Trump immediately tapped into the relationships that had developed during his first term and had been strengthened by business deals that his friends and family had done with Qatar in recent years, explained current US officials and regional diplomats.

The Trump family’s business ties to the Middle East have more than tripled since the president’s first term in office, a CNN tally of the deals found in May. Earlier this year, the Trump Organization announced plans for a Trump-branded golf resort in Qatar that was supported by a firm backed by Qatar’s sovereign wealth fund.

The Qatari Emir also maintained direct contact with Trump during his years out of office, which is something not all other world leaders did, a source familiar with the matter said.

The familiarity made for productive, trustworthy and blunt interactions, sources said.

Freeman noted that Trump “wants to be seen as this great dealmaker” and win the Nobel Peace Prize, and Qatar is seen as being able to “help him get done on the international stage what he wants to get done.”

Qatar helped to draft the 21-point plan for peace in Gaza that Witkoff initially shared with Arab and Muslin nations in New York, which led to pivotal discussions that laid the groundwork for the hostage release and ceasefire which came just weeks later, a source said.
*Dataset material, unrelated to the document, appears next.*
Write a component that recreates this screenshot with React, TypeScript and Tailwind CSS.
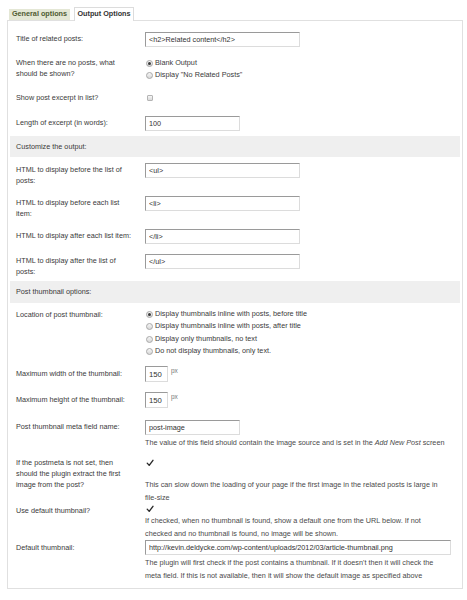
import React from "react";

const LABEL = "w-[135px] shrink-0 pl-[6px] leading-[11px] text-[#3a3a3a]";
const INPUT =
  "block h-[15px] border border-t-[#9a9a9a] border-l-[#9a9a9a] border-r-[#dcdcdc] border-b-[#dcdcdc] bg-white px-[3px] text-[7.25px] leading-[13px] text-[#333] outline-none";

function TextBox({ value, w }: { value: string; w: string }) {
  return <input readOnly value={value} className={`${INPUT} ${w}`} />;
}

function Radio({ checked, children }: { checked?: boolean; children: React.ReactNode }) {
  return (
    <div className="flex h-[12.5px] items-center whitespace-nowrap">
      <span className="ml-[1px] flex h-[7px] w-[7px] items-center justify-center rounded-full border border-[#a8a8a8] bg-linear-to-b from-[#f6f6f6] to-[#d8d8d8]">
        {checked && <span className="h-[3px] w-[3px] rounded-full bg-[#3a3a3a]" />}
      </span>
      <span className="ml-[2px] text-[#3a3a3a]">{children}</span>
    </div>
  );
}

function Check() {
  return (
    <div className="flex h-[11px] items-center">
      <svg width="8" height="8" viewBox="0 0 10 10" className="ml-[1px] block">
        <path d="M1.5 5.2 L4 8 L8.7 1.6" fill="none" stroke="#2a2a2a" strokeWidth="1.7" strokeLinecap="round" strokeLinejoin="round" />
      </svg>
    </div>
  );
}

function Header({ children, cls }: { children: React.ReactNode; cls: string }) {
  return <div className={`bg-[#efefef] pl-[6px] text-[#3a3a3a] ${cls}`}>{children}</div>;
}

export default function App() {
  return (
    <div className="min-h-[600px] w-[467px] bg-white pl-[7px] pt-[7px] font-['Liberation_Sans',Arial,sans-serif] text-[7.25px]">
      {/* tabs */}
      <div className="flex h-[13px] items-end gap-[4px] pl-[2px]">
        <div className="flex h-[11px] w-[61px] items-center justify-center bg-[#e4e7d5] font-bold text-[#4e5b31]">
          General options
        </div>
        <div className="relative z-10 -mb-px flex h-[14px] w-[60px] items-center justify-center border border-b-0 border-[#dcdcdc] bg-white pb-[1px] font-bold text-[#333]">
          Output Options
        </div>
      </div>

      {/* box */}
      <div className="w-[456px] border border-[#e0e0e0] px-[2px] pb-[6px]">
        {/* Title */}
        <div className="mt-[11px] flex">
          <div className={`${LABEL} pt-[1px]`}>Title of related posts:</div>
          <TextBox value="<h2>Related content</h2>" w="w-[155px]" />
        </div>

        {/* When no posts */}
        <div className="mt-[10px] flex">
          <div className={LABEL}>
            When there are no posts, what
            <br />
            should be shown?
          </div>
          <div>
            <Radio checked>Blank Output</Radio>
            <Radio>Display "No Related Posts"</Radio>
          </div>
        </div>

        {/* Show excerpt */}
        <div className="mt-[10px] flex">
          <div className={LABEL}>Show post excerpt in list?</div>
          <div className="flex h-[11px] items-center">
            <span className="ml-[2px] block h-[6px] w-[6px] rounded-[1px] border border-[#b4b4b4] bg-linear-to-b from-[#f6f6f6] to-[#dadada]" />
          </div>
        </div>

        {/* Length */}
        <div className="mt-[13px] flex">
          <div className={`${LABEL} pt-[1px]`}>Length of excerpt (in words):</div>
          <TextBox value="100" w="w-[95px]" />
        </div>

        <Header cls="mt-[5px] h-[21px] leading-[21px]">Customize the output:</Header>

        <div className="mt-[6px] flex">
          <div className={`${LABEL} pt-[1px]`}>
            HTML to display before the list of
            <br />
            posts:
          </div>
          <TextBox value="<ul>" w="w-[155px]" />
        </div>

        <div className="mt-[10px] flex">
          <div className={`${LABEL} pt-[1px]`}>
            HTML to display before each list
            <br />
            item:
          </div>
          <TextBox value="<li>" w="w-[155px]" />
        </div>

        <div className="mt-[10px] flex">
          <div className={`${LABEL} pt-[1px]`}>HTML to display after each list item:</div>
          <TextBox value="</li>" w="w-[155px]" />
        </div>

        <div className="mt-[10px] flex">
          <div className={`${LABEL} pt-[1px]`}>
            HTML to display after the list of
            <br />
            posts:
          </div>
          <TextBox value="</ul>" w="w-[155px]" />
        </div>

        <Header cls="mt-[4px] h-[22px] leading-[22px]">Post thumbnail options:</Header>

        <div className="mt-[5px] flex">
          <div className={`${LABEL} pt-[1px]`}>Location of post thumbnail:</div>
          <div>
            <Radio checked>Display thumbnails inline with posts, before title</Radio>
            <Radio>Display thumbnails inline with posts, after title</Radio>
            <Radio>Display only thumbnails, no text</Radio>
            <Radio>Do not display thumbnails, only text.</Radio>
          </div>
        </div>

        <div className="mt-[8px] flex">
          <div className={`${LABEL} pt-[2px]`}>Maximum width of the thumbnail:</div>
          <div className="flex items-start">
            <input readOnly value="150" className={`${INPUT} !h-[16px] w-[23px] !text-[7.75px]`} />
            <span className="ml-[3px] text-[6.5px] leading-[9px] text-[#777]">px</span>
          </div>
        </div>

        <div className="mt-[10px] flex">
          <div className={`${LABEL} pt-[2px]`}>Maximum height of the thumbnail:</div>
          <div className="flex items-start">
            <input readOnly value="150" className={`${INPUT} !h-[16px] w-[23px] !text-[7.75px]`} />
            <span className="ml-[3px] text-[6.5px] leading-[9px] text-[#777]">px</span>
          </div>
        </div>

        <div className="mt-[12px] flex">
          <div className={`${LABEL} pt-[1px]`}>Post thumbnail meta field name:</div>
          <div>
            <TextBox value="post-image" w="w-[95px]" />
            <div className="mt-[1px] whitespace-nowrap leading-[13px] text-[#4a4a4a]">
              The value of this field should contain the image source and is set in the <i>Add New Post</i> screen
            </div>
          </div>
        </div>

        <div className="mt-[8px] flex">
          <div className={LABEL}>
            If the postmeta is not set, then
            <br />
            should the plugin extract the first
            <br />
            image from the post?
          </div>
          <div>
            <Check />
            <div className="mt-[10px] whitespace-nowrap leading-[13px] text-[#4a4a4a]">
              This can slow down the loading of your page if the first image in the related posts is large in
              <br />
              file-size
            </div>
          </div>
        </div>

        <div className="mt-[-1px] flex">
          <div className={`${LABEL} pt-[1.5px]`}>Use default thumbnail?</div>
          <div>
            <Check />
            <div className="whitespace-nowrap leading-[13px] text-[#4a4a4a]">
              If checked, when no thumbnail is found, show a default one from the URL below. If not
              <br />
              checked and no thumbnail is found, no image will be shown.
            </div>
          </div>
        </div>

        <div className="mt-[0px] flex">
          <div className={`${LABEL} pt-[1.5px]`}>Default thumbnail:</div>
          <div>
            <TextBox value="http://kevin.deldycke.com/wp-content/uploads/2012/03/article-thumbnail.png" w="w-[306px]" />
            <div className="mt-[1px] whitespace-nowrap leading-[13px] text-[#4a4a4a]">
              The plugin will first check if the post contains a thumbnail. If it doesn't then it will check the
              <br />
              meta field. If this is not available, then it will show the default image as specified above
            </div>
          </div>
        </div>
      </div>
    </div>
  );
}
And then, when last week’s high-stakes negotiations occurred in Egypt, Trump’s top envoy Steve Witkoff and his son-in-law Jared Kushner met privately with Hamas leader Khalil al-Hayya and a senior Qatari official, a meeting which led to a breakthrough in negotiations, according to two sources familiar with the matter. It came as Hamas was looking for reassurances that Israelis would not reignite the war after the Israeli hostages held by the group were released.

The Qataris sought out Witkoff and Kushner for the meeting, first reported by Axios, which was pivotal in securing the agreement to release hostages and put a ceasefire into effect later that night.

“Plain and simple, that agreement would not have been accomplished without the Qataris,” said an administration official. “The Qataris were critical in facilitating discussions with Hamas that were crucial in securing a final agreement in Egypt.”

Trump spoke highly of the Qatari Emir Tamim bin Hamad Al Thani when they signed an agreement aimed at regional peace alongside other regional leaders.

“His Highness Sheikh Tamim is respected by everybody. He’s respected by everybody, and in the most positive way. Not only because of power, because of his heart. He’s got a tremendous heart and he’s a great leader, and his country loves him,” Trump said.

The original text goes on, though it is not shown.